### Rows
◇ ◇ ◇ ◇ ◇

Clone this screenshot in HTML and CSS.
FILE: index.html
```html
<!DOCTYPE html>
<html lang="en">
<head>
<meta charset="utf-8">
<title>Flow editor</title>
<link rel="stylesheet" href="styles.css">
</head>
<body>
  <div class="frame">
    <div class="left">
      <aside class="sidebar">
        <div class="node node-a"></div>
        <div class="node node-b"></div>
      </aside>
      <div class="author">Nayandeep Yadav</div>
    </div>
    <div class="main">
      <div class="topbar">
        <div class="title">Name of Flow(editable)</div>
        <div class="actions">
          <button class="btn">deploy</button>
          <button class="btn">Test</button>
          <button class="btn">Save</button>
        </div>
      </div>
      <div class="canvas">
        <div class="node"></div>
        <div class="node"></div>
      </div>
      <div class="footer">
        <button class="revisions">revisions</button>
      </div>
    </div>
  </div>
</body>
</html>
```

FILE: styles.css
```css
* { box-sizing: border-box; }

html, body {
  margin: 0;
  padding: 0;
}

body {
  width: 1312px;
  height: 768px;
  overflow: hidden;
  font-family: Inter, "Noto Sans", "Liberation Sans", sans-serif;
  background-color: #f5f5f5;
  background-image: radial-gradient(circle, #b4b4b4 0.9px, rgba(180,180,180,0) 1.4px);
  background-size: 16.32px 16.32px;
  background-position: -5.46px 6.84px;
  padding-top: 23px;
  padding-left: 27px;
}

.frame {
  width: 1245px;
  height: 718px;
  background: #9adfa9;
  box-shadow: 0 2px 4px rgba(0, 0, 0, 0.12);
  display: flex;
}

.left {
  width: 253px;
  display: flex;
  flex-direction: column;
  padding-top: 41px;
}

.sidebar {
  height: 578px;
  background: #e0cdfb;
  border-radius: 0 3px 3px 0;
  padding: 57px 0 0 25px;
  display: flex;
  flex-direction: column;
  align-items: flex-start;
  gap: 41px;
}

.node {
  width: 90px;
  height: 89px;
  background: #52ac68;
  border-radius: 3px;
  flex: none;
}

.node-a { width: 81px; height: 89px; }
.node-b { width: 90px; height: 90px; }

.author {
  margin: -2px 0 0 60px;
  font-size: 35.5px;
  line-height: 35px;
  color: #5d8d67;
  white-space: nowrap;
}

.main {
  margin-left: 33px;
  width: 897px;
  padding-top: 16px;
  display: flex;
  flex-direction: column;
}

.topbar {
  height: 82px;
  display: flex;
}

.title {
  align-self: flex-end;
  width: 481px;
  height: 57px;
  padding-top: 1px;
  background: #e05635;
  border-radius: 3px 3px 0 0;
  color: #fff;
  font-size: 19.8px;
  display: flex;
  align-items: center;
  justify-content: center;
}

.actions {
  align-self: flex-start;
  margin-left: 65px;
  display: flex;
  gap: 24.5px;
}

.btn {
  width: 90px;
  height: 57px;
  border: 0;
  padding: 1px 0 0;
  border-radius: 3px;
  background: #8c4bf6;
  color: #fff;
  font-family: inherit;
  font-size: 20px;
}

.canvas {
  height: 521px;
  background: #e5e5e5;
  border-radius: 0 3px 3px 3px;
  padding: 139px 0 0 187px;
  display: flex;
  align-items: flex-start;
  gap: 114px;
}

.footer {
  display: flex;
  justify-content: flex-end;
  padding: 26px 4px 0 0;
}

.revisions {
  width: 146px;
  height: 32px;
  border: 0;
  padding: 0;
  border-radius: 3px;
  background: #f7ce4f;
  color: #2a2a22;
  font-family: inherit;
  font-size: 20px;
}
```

◇ ◇ ◇ ◇ ◇

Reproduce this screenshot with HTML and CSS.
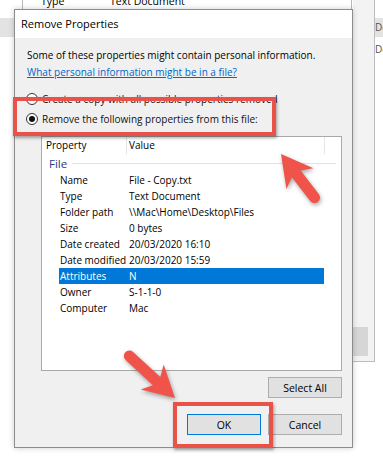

◇ ◇ ◇ ◇ ◇

### Directions
Extract all lines of the records above that include "this".

### Final result
Clone this screenshot in HTML and CSS.
Reproduce this screenshot with HTML and CSS.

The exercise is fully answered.